Berg had a strong social commitment and was popular amongst the working class and fisher population in Limhamn, Sweden. Berg also founded the lecture society Malmö föreläsarförning that expanded to Malmö's library and lecture society in 1882. Berg was the founder and creator of the Betel church at Lugnet in Malmö, which was first opened in 1886. With Anders Antonsson and Thure Petrén, he took the initiative to start the first employment office in Malmö which opened in 1905.

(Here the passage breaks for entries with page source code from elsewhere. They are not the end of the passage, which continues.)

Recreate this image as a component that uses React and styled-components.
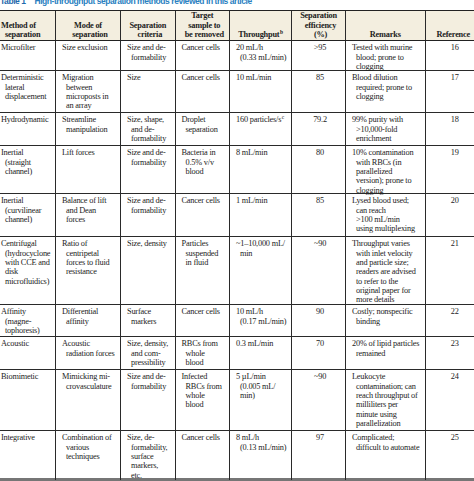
import React from "react";
import styled, { createGlobalStyle } from "styled-components";

const GlobalStyle = createGlobalStyle`
  html, body { margin: 0; padding: 0; background: #ffffff; overflow: hidden; }
  #root { width: 474px; height: 481px; }
`;

const COLS = "61px 65px 54.5px 54.5px 62px 54px 79.5px 55.5px";

const Page = styled.div`
  width: 474px;
  height: 481px;
  overflow: hidden;
  background: #fff;
`;

const Title = styled.div`
  height: 10px;
  margin: -4.3px 0 4.3px 0;
  font-family: "Liberation Sans", "DejaVu Sans", sans-serif;
  font-size: 8.5px;
  line-height: 10px;
  letter-spacing: -0.45px;
  font-weight: 700;
  color: #2a7fc1;
  white-space: nowrap;
`;

const TitleLabel = styled.span`
  color: #1f6aad;
  margin-right: 9px;
`;

const Table = styled.div`
  margin-left: -5px;
  width: 486px;
  border-top: 1px solid #222;
  font-family: "Liberation Serif", "Times New Roman", serif;
  font-size: 8.3px;
  letter-spacing: -0.2px;
  color: #1c1c1c;
`;

const HeaderRow = styled.div`
  display: grid;
  grid-template-columns: ${COLS};
  height: 30px;
  box-sizing: border-box;
  background: #f3eedf;
  border-bottom: 1px solid #222;
`;

const Row = styled.div`
  display: grid;
  grid-template-columns: ${COLS};
  height: ${(p) => p.$h}px;
  box-sizing: border-box;
  border-bottom: ${(p) => (p.$last ? "none" : "1px solid #2a2a2a")};
`;

const HeadCell = styled.div`
  display: flex;
  flex-direction: column;
  justify-content: flex-end;
  align-items: ${(p) => (p.$left ? "flex-start" : "center")};
  box-sizing: border-box;
  padding: 0 3px 0.5px ${(p) => (p.$left ? "6px" : "3px")};
  border-right: 1px solid #2a2a2a;
  font-weight: 700;
  &:last-child { border-right: none; }
`;

const Cell = styled.div`
  display: flex;
  flex-direction: column;
  align-items: ${(p) => (p.$center ? "center" : "flex-start")};
  box-sizing: border-box;
  padding: 2.3px 3px 0 6px;
  border-right: 1px solid #2a2a2a;
  &:last-child { border-right: none; }
`;

const Line = styled.span`
  display: block;
  white-space: nowrap;
  line-height: 9.35px;
  & + & { padding-left: ${(p) => (p.$noIndent ? 0 : 4)}px; }
`;

const Sup = styled.sup`
  font-size: 5.5px;
  line-height: 0;
  vertical-align: 3px;
  margin-left: 0.5px;
`;

const BottomRule = styled.div`
  height: 4px;
  background: #767676;
`;

const header = [
  { lines: ["Method of", "separation"], left: true },
  { lines: ["Mode of", "separation"] },
  { lines: ["Separation", "criteria"] },
  { lines: ["Target", "sample to", "be removed"] },
  { lines: [<>Throughput<Sup>b</Sup></>] },
  { lines: ["Separation", "efficiency", "(%)"] },
  { lines: ["Remarks"] },
  { lines: ["Reference"] },
];

const rows = [
  {
    h: 30,
    cells: [
      ["Microfilter"],
      ["Size exclusion"],
      ["Size and de-", "formability"],
      ["Cancer cells"],
      ["20 mL/h", "(0.33 mL/min)"],
      [">95"],
      ["Tested with murine", "blood; prone to", "clogging"],
      ["16"],
    ],
  },
  {
    h: 42,
    cells: [
      ["Deterministic", "lateral", "displacement"],
      ["Migration", "between", "microposts in", "an array"],
      ["Size"],
      ["Cancer cells"],
      ["10 mL/min"],
      ["85"],
      ["Blood dilution", "required; prone to", "clogging"],
      ["17"],
    ],
  },
  {
    h: 33,
    cells: [
      ["Hydrodynamic"],
      ["Streamline", "manipulation"],
      ["Size, shape,", "and de-", "formability"],
      ["Droplet", "separation"],
      [<>160 particles/s<Sup>c</Sup></>],
      ["79.2"],
      ["99% purity with", ">10,000-fold", "enrichment"],
      ["18"],
    ],
  },
  {
    h: 48,
    cells: [
      ["Inertial", "(straight", "channel)"],
      ["Lift forces"],
      ["Size and de-", "formability"],
      ["Bacteria in", "0.5% v/v", "blood"],
      ["8 mL/min"],
      ["80"],
      ["10% contamination", "with RBCs (in", "parallelized", "version); prone to", "clogging"],
      ["19"],
    ],
  },
  {
    h: 43,
    cells: [
      ["Inertial", "(curvilinear", "channel)"],
      ["Balance of lift", "and Dean", "forces"],
      ["Size and de-", "formability"],
      ["Cancer cells"],
      ["1 mL/min"],
      ["85"],
      ["Lysed blood used;", "can reach", ">100 mL/min", "using multiplexing"],
      ["20"],
    ],
  },
  {
    h: 68,
    cells: [
      ["Centrifugal", "(hydrocyclone", "with CCE and", "disk", "microfluidics)"],
      ["Ratio of", "centripetal", "forces to fluid", "resistance"],
      ["Size, density"],
      ["Particles", "suspended", "in fluid"],
      ["~1–10,000 mL/", "min"],
      ["~90"],
      [
        "Throughput varies",
        "with inlet velocity",
        "and particle size;",
        "readers are advised",
        "to refer to the",
        "original paper for",
        "more details",
      ],
      ["21"],
    ],
  },
  {
    h: 32,
    cells: [
      ["Affinity", "(magne-", "tophoresis)"],
      ["Differential", "affinity"],
      ["Surface", "markers"],
      ["Cancer cells"],
      ["10 mL/h", "(0.17 mL/min)"],
      ["90"],
      ["Costly; nonspecific", "binding"],
      ["22"],
    ],
  },
  {
    h: 33,
    cells: [
      ["Acoustic"],
      ["Acoustic", "radiation forces"],
      ["Size, density,", "and com-", "pressibility"],
      ["RBCs from", "whole", "blood"],
      ["0.3 mL/min"],
      ["70"],
      ["20% of lipid particles", "remained"],
      ["23"],
    ],
  },
  {
    h: 61,
    cells: [
      ["Biomimetic"],
      ["Mimicking mi-", "crovasculature"],
      ["Size and de-", "formability"],
      ["Infected", "RBCs from", "whole", "blood"],
      ["5 µL/min", "(0.005 mL/", "min)"],
      ["~90"],
      [
        "Leukocyte",
        "contamination; can",
        "reach throughput of",
        "milliliters per",
        "minute using",
        "parallelization",
      ],
      ["24"],
    ],
  },
  {
    h: 47,
    last: true,
    cells: [
      ["Integrative"],
      ["Combination of", "various", "techniques"],
      ["Size, de-", "formability,", "surface", "markers,", "etc."],
      ["Cancer cells"],
      ["8 mL/h", "(0.13 mL/min)"],
      ["97"],
      ["Complicated;", "difficult to automate"],
      ["25"],
    ],
  },
];

const CENTERED = [5, 7];

export default function App() {
  return (
    <>
      <GlobalStyle />
      <Page>
        <Title>
          <TitleLabel>Table 1</TitleLabel>High-throughput separation methods reviewed in this article
        </Title>
        <Table>
          <HeaderRow>
            {header.map((h, i) => (
              <HeadCell key={i} $left={h.left}>
                {h.lines.map((l, j) => (
                  <Line key={j} $noIndent>
                    {l}
                  </Line>
                ))}
              </HeadCell>
            ))}
          </HeaderRow>
          {rows.map((r, i) => (
            <Row key={i} $h={r.h} $last={r.last}>
              {r.cells.map((c, j) => (
                <Cell key={j} $center={CENTERED.includes(j)}>
                  {c.map((l, k) => (
                    <Line key={k}>{l}</Line>
                  ))}
                </Cell>
              ))}
            </Row>
          ))}
        </Table>
        <BottomRule />
      </Page>
    </>
  );
}
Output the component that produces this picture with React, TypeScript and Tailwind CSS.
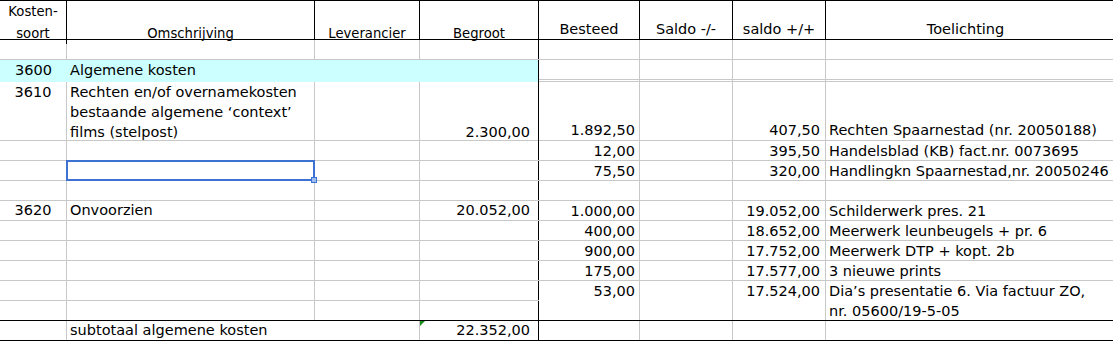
import React from "react";

const FONT = "font-['DejaVu_Sans',sans-serif] text-black";

// Thin grey grid line colour used for ordinary cells
const GRID = "border-[#c8c8c8]";

function SelectionBox() {
  return (
    <div className="pointer-events-none absolute left-[-1px] top-[-1px] right-[-1px] bottom-[-1px] border-2 border-[#3e72d2]">
      <div className="absolute right-[-4px] bottom-[-4px] h-[6px] w-[6px] border border-[#3e72d2] bg-[#9dbcf0]" />
    </div>
  );
}

function ErrorMark() {
  return (
    <svg className="absolute left-0 top-0" width="5" height="5" viewBox="0 0 5 5">
      <polygon points="0,0 5,0 0,5" fill="#1c8a1c" />
    </svg>
  );
}

function LeftBlock() {
  const row = "grid grid-cols-[67px_248px_105px_119px] h-[20px] border-b " + GRID;
  const c = "border-r " + GRID;
  const last = "border-r border-black";
  return (
    <div className="flex w-[539px] flex-col">
      {/* header */}
      <div className="grid h-[40px] grid-cols-[67px_248px_105px_119px] border-y border-black text-[13.2px]">
        <div className="relative flex items-end justify-center border-r border-black">
          <div className="mb-[-1px] text-center leading-[22px]">
            Kosten-
            <br />
            soort
          </div>
        </div>
        <div className="flex items-end justify-center border-r border-black pb-[2px] leading-[16px]">Omschrijving</div>
        <div className="flex items-end justify-center border-r border-black pb-[2px] leading-[16px]">Leverancier</div>
        <div className="flex items-end justify-center border-r border-black pb-[2px] leading-[16px]">Begroot</div>
      </div>

      <div className={row}>
        <div className={c} />
        <div className={c} />
        <div className={c} />
        <div className={last} />
      </div>

      {/* section heading */}
      <div className="grid h-[22px] grid-cols-[67px_248px_105px_119px] bg-[#ccffff] text-[14.5px] leading-[21px]">
        <div className="text-center">3600</div>
        <div className="pl-[3px]">Algemene kosten</div>
        <div />
        <div className={last} />
      </div>

      <div className={"grid h-[59px] grid-cols-[67px_248px_105px_119px] border-b text-[14.5px] leading-[20px] " + GRID}>
        <div className={c + " text-center"}>3610</div>
        <div className={c + " pl-[3px] whitespace-nowrap"}>
          Rechten en/of overnamekosten
          <br />
          bestaande algemene ‘context’
          <br />
          films (stelpost)
        </div>
        <div className={c} />
        <div className={last + " flex items-end justify-end pr-[8px]"}>2.300,00</div>
      </div>

      <div className={row}>
        <div className={c} />
        <div className={c} />
        <div className={c} />
        <div className={last} />
      </div>
      <div className={row}>
        <div className={c} />
        <div className={c + " relative"}>
          <SelectionBox />
        </div>
        <div className={c} />
        <div className={last} />
      </div>
      <div className={row}>
        <div className={c} />
        <div className={c} />
        <div className={c} />
        <div className={last} />
      </div>

      <div className={row + " text-[14.5px] leading-[19px]"}>
        <div className={c + " text-center"}>3620</div>
        <div className={c + " pl-[3px]"}>Onvoorzien</div>
        <div className={c} />
        <div className={last + " text-right pr-[8px]"}>20.052,00</div>
      </div>

      {[0, 1, 2, 3].map((i) => (
        <div key={i} className={row}>
          <div className={c} />
          <div className={c} />
          <div className={c} />
          <div className={last} />
        </div>
      ))}

      <div className="grid h-[20px] grid-cols-[67px_248px_105px_119px] border-b border-black">
        <div className={c} />
        <div className={c} />
        <div className={c} />
        <div className={last} />
      </div>

      {/* subtotal */}
      <div className="grid h-[20px] grid-cols-[67px_248px_105px_119px] border-b border-black text-[14.5px] leading-[19px]">
        <div className={c} />
        <div className="whitespace-nowrap pl-[3px]">subtotaal algemene kosten</div>
        <div className={c} />
        <div className={last + " relative text-right pr-[8px]"}>
          <ErrorMark />
          22.352,00
        </div>
      </div>
    </div>
  );
}

type RRow = { h: string; b?: string; besteed?: string; plus?: string; note?: React.ReactNode; align?: string };

function RightBlock() {
  const c = "border-r " + GRID;
  const rows: RRow[] = [
    { h: "h-[20px]" },
    { h: "h-[20px]" },
    { h: "h-[2px]" },
    { h: "h-[59px]", besteed: "1.892,50", plus: "407,50", note: "Rechten Spaarnestad (nr. 20050188)", align: "items-end" },
    { h: "h-[20px]", besteed: "12,00", plus: "395,50", note: "Handelsblad (KB) fact.nr. 0073695" },
    { h: "h-[20px]", besteed: "75,50", plus: "320,00", note: "Handlingkn Spaarnestad,nr. 20050246" },
    { h: "h-[20px]" },
    { h: "h-[20px]", besteed: "1.000,00", plus: "19.052,00", note: "Schilderwerk pres. 21" },
    { h: "h-[20px]", besteed: "400,00", plus: "18.652,00", note: "Meerwerk leunbeugels + pr. 6" },
    { h: "h-[20px]", besteed: "900,00", plus: "17.752,00", note: "Meerwerk DTP + kopt. 2b" },
    { h: "h-[20px]", besteed: "175,00", plus: "17.577,00", note: "3 nieuwe prints" },
    {
      h: "h-[40px]",
      b: "border-black",
      besteed: "53,00",
      plus: "17.524,00",
      align: "items-start",
      note: (
        <>
          Dia’s presentatie 6. Via factuur ZO,
          <br />
          nr. 05600/19-5-05
        </>
      ),
    },
    { h: "h-[20px]", b: "border-black" },
  ];
  return (
    <div className="flex flex-1 flex-col">
      <div className="grid h-[40px] grid-cols-[101px_93px_93px_287px] border-y border-black text-[14.5px] leading-[16px]">
        <div className="flex items-end justify-center border-r border-black pb-[2px]">Besteed</div>
        <div className="flex items-end justify-center border-r border-black pb-[2px]">Saldo -/-</div>
        <div className="flex items-end justify-center border-r border-black pb-[2px]">saldo +/+</div>
        <div className="flex items-end justify-center pb-[2px] pr-[8px]">Toelichting</div>
      </div>
      {rows.map((r, i) => (
        <div
          key={i}
          className={
            "grid grid-cols-[101px_93px_93px_287px] border-b text-[14.5px] leading-[20px] " +
            r.h +
            " " +
            (r.b ?? GRID)
          }
        >
          <div className={c + " flex justify-end pr-[4px] " + (r.align ?? "items-center")}>{r.besteed}</div>
          <div className={c} />
          <div className={c + " flex justify-end pr-[5px] " + (r.align ?? "items-center")}>{r.plus}</div>
          <div className={"flex overflow-hidden whitespace-nowrap pl-[3px] " + (r.align ?? "items-center")}>
            <div>{r.note}</div>
          </div>
        </div>
      ))}
    </div>
  );
}

export default function App() {
  return (
    <div className={"flex h-[341px] w-[1113px] overflow-hidden bg-white " + FONT}>
      <LeftBlock />
      <RightBlock />
    </div>
  );
}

Berg was a member of the board of the Swedish employment association during the last years of his life, worked for a fair work bill and supported Gustav Möller, who was one of Berg's employers and later a politician in the Swedish government. A supporter of equal rights for workers and owners, Berg is considered the founder of the "Svenska modellen" (the Swedish model).

== Death ==
Berg died on 8 December 1907, the same day King Oscar II died. Berg's brother was the king's medical doctor, and had to attend at the king's deathbed, preventing him from reaching his own brother to help him.

Berg's funeral in Limhamn in December 1907 was attended by about 700 people, including many workers and fishermen. A statue of Berg was erected in Limhamn and many locations in the city are named for him, such as R.F. Bergsgatan, Bergaskolan and R.F. Bergs kindergarten.